The statistical software outputs the following results based on the sample data:
- Sample Average Videos (Old Algorithm): 8.2 videos/week
- Sample Average Videos (New Algorithm): 8.9 videos/week
- P-value: 0.028
Here's a simple visualization of the sample averages:
Sample averages show higher engagement with the new algorithm, but the p-value tells us if this difference is statistically significant.
Interpretation:
- Compare p-value to α: The calculated p-value (0.028) is less than our chosen significance level (α=0.05).
- Decision: Because p<α, we reject the null hypothesis (H0).
- Conclusion: We conclude that there is statistically significant evidence to suggest that the new recommendation algorithm increases the average number of videos watched per user per week compared to the old one.
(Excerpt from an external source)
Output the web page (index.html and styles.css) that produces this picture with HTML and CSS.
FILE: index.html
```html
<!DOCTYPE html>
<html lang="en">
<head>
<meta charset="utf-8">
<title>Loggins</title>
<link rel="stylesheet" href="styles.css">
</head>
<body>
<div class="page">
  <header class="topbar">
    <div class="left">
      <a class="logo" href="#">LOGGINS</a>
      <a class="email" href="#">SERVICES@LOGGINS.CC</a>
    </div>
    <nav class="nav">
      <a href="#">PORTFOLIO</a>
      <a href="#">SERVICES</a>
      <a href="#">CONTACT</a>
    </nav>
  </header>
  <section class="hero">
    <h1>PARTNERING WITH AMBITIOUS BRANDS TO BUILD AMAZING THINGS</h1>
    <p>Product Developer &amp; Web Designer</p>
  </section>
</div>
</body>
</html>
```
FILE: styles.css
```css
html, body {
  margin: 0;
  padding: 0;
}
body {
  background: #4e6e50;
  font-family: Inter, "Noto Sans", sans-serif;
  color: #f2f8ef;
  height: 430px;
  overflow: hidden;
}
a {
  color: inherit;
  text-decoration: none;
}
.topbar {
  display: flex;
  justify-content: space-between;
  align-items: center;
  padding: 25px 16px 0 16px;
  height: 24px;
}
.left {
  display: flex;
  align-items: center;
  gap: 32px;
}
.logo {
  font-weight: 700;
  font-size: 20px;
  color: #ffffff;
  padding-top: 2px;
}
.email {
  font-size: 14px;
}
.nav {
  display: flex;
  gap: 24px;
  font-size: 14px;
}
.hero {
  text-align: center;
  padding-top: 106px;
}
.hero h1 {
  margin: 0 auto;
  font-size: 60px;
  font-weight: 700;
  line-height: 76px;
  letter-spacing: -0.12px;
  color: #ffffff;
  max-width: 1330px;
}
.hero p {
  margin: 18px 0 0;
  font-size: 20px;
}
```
The observed difference (8.9 vs 8.2 videos in the samples) is unlikely to be due to random chance alone if the new algorithm was truly no better than the old one.
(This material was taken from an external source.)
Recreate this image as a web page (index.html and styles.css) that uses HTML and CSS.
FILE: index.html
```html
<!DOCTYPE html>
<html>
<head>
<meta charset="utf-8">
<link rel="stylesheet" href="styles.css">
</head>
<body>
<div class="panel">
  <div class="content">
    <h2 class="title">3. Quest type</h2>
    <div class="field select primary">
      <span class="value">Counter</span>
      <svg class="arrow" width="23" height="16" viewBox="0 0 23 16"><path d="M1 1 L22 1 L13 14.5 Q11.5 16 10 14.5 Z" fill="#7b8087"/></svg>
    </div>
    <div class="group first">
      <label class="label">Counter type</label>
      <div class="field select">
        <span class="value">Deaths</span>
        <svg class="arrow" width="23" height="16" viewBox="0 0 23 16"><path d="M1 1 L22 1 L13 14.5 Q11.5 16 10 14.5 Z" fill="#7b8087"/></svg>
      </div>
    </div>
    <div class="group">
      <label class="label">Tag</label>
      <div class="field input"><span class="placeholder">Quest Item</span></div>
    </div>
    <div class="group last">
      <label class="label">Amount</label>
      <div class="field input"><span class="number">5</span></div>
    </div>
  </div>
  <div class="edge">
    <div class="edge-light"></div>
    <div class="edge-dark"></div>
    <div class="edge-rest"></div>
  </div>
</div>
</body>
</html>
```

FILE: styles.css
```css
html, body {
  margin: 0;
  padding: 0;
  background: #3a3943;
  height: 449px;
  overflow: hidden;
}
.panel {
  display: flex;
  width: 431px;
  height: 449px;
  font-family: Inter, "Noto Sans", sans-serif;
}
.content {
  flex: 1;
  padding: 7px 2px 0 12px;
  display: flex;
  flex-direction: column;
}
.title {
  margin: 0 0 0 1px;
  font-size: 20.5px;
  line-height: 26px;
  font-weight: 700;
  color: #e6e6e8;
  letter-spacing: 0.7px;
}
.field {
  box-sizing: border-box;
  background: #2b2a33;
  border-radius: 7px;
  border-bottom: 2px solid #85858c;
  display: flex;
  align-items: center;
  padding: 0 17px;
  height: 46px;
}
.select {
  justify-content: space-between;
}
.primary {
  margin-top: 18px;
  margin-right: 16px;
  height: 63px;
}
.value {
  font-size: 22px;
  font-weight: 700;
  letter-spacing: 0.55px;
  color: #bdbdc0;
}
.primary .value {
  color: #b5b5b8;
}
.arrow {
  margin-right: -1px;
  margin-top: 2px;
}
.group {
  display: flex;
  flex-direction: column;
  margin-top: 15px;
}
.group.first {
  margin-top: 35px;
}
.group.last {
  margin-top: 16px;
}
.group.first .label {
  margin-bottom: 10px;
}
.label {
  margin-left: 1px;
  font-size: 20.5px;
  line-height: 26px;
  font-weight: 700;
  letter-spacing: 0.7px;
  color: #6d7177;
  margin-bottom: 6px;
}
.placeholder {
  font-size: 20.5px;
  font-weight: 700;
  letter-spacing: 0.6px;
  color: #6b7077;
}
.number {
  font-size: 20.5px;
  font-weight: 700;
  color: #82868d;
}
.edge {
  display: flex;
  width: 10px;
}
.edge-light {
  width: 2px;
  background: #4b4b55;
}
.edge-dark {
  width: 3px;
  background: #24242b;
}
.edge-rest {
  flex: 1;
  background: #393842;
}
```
What if the p-value was 0.15?
If the p-value had been 0.15 (which is greater than α=0.05), our interpretation would change:
- Compare p-value to α: 0.15>0.05.
- Decision: We fail to reject the null hypothesis (H0).
- Conclusion: We conclude that there is not enough statistically significant evidence to say the new algorithm increases the average number of videos watched. Even though the sample average was higher (8.9 vs 8.2), a p-value of 0.15 suggests that such a difference could reasonably occur due to random sampling variation even if the true averages were the same (or if the new one was even worse). We haven't proven the algorithms are equally effective, only that we lack strong evidence to claim the new one is better.
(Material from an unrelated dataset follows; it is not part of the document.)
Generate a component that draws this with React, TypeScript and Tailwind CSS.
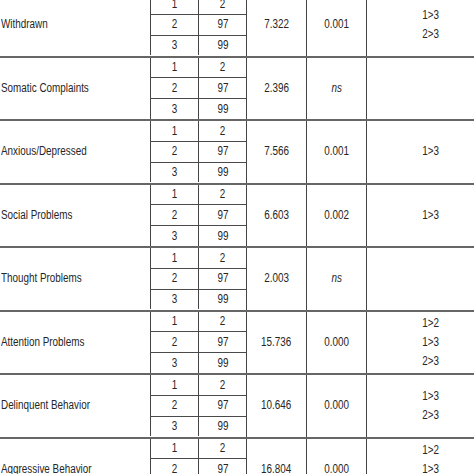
import React from "react";

interface ScaleRow {
  label: string;
  f: string;
  p: string;
  italicP?: boolean;
  posthoc: string[];
}

const rows: ScaleRow[] = [
  { label: "Withdrawn", f: "7.322", p: "0.001", posthoc: ["1>3", "2>3"] },
  { label: "Somatic Complaints", f: "2.396", p: "ns", italicP: true, posthoc: [] },
  { label: "Anxious/Depressed", f: "7.566", p: "0.001", posthoc: ["1>3"] },
  { label: "Social Problems", f: "6.603", p: "0.002", posthoc: ["1>3"] },
  { label: "Thought Problems", f: "2.003", p: "ns", italicP: true, posthoc: [] },
  { label: "Attention Problems", f: "15.736", p: "0.000", posthoc: ["1>2", "1>3", "2>3"] },
  { label: "Delinquent Behavior", f: "10.646", p: "0.000", posthoc: ["1>3", "2>3"] },
  { label: "Aggressive Behavior", f: "16.804", p: "0.000", posthoc: ["1>2", "1>3", "2>3"] },
];

const groups = [
  { g: "1", n: "2" },
  { g: "2", n: "97" },
  { g: "3", n: "99" },
];

// narrow-looking text: Arial squeezed horizontally
function Narrow({ children, left, italic }: { children: React.ReactNode; left?: boolean; italic?: boolean }) {
  return (
    <span
      className={`inline-block whitespace-nowrap scale-x-[0.79] ${left ? "origin-left" : "origin-center"} ${
        italic ? "italic" : ""
      }`}
    >
      {children}
    </span>
  );
}

export default function App() {
  return (
    <div className="w-[474px] h-[474px] overflow-hidden bg-white">
      <div
        className="w-[494px] -mt-[8px] text-[12.5px] text-[#262626]"
        style={{ fontFamily: '"Liberation Sans", Arial, sans-serif' }}
      >
        {rows.map((row) => (
          <div key={row.label} className="flex h-[63.5px] border-t-2 border-[#666]">
            {/* Scale name */}
            <div className="w-[150px] flex items-center pl-[1px]">
              <Narrow left>{row.label}</Narrow>
            </div>

            {/* Group / N */}
            <div className="w-[96px] flex flex-col">
              {groups.map((grp, i) => (
                <div
                  key={grp.g}
                  className={`flex flex-1 ${i < 2 ? "border-b-[1.5px] border-[#4a4a4a]" : ""}`}
                >
                  <div className="w-[48px] border-l border-[#444] flex items-center justify-center">
                    <Narrow>{grp.g}</Narrow>
                  </div>
                  <div className="w-[48px] border-l border-[#444] flex items-center justify-center">
                    <Narrow>{grp.n}</Narrow>
                  </div>
                </div>
              ))}
            </div>

            {/* F */}
            <div className="w-[60px] border-l border-[#444] flex items-center justify-center">
              <Narrow>{row.f}</Narrow>
            </div>

            {/* p */}
            <div className="w-[60px] border-l border-[#444] flex items-center justify-center">
              <Narrow italic={row.italicP}>{row.p}</Narrow>
            </div>

            {/* Post hoc */}
            <div className="w-[128px] border-l border-[#444] flex flex-col items-center justify-center leading-[19px]">
              {row.posthoc.map((ph) => (
                <Narrow key={ph}>{ph}</Narrow>
              ))}
            </div>
          </div>
        ))}
      </div>
    </div>
  );
}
Scenario 3: Comparing Machine Learning Model Performance
You've trained two different classification models (Model A and Model B) to predict customer churn. You test both models on the same hold-out test dataset and obtain their accuracy scores. You want to know if the difference in accuracy is statistically significant.
- Null Hypothesis (H0): Both models have the same true accuracy on the underlying data distribution. (AccuracyA = AccuracyB)
- Alternative Hypothesis (H1): The models have different true accuracies. (AccuracyA= AccuracyB)
- Significance Level (α): You choose α=0.05.
You use an appropriate statistical test (like McNemar's test, which is suitable for comparing classifiers on the same dataset) and get:
- Model A Accuracy (on test set): 88%
- Model B Accuracy (on test set): 90%
- P-value: 0.21
Interpretation:
- Compare p-value to α: The p-value (0.21) is greater than the significance level (α=0.05).
- Decision: We fail to reject the null hypothesis (H0).
- Conclusion: Although Model B achieved a higher accuracy (90%) than Model A (88%) on this specific test set, the difference is not statistically significant at the 0.05 level. There isn't strong enough evidence to conclude that Model B would consistently outperform Model A on new, unseen data from the same distribution. The observed 2% difference could plausibly be due to the specific data points included in the test set (random chance). In practice, you might still choose Model B if it has other advantages (like being faster or simpler), but you wouldn't claim superior accuracy based solely on this result.
These examples illustrate how interpreting statistical outputs like point estimates, confidence intervals, and p-values allows us to draw more careful and informed conclusions from our data, which is essential when making decisions or evaluating models in machine learning and data analysis.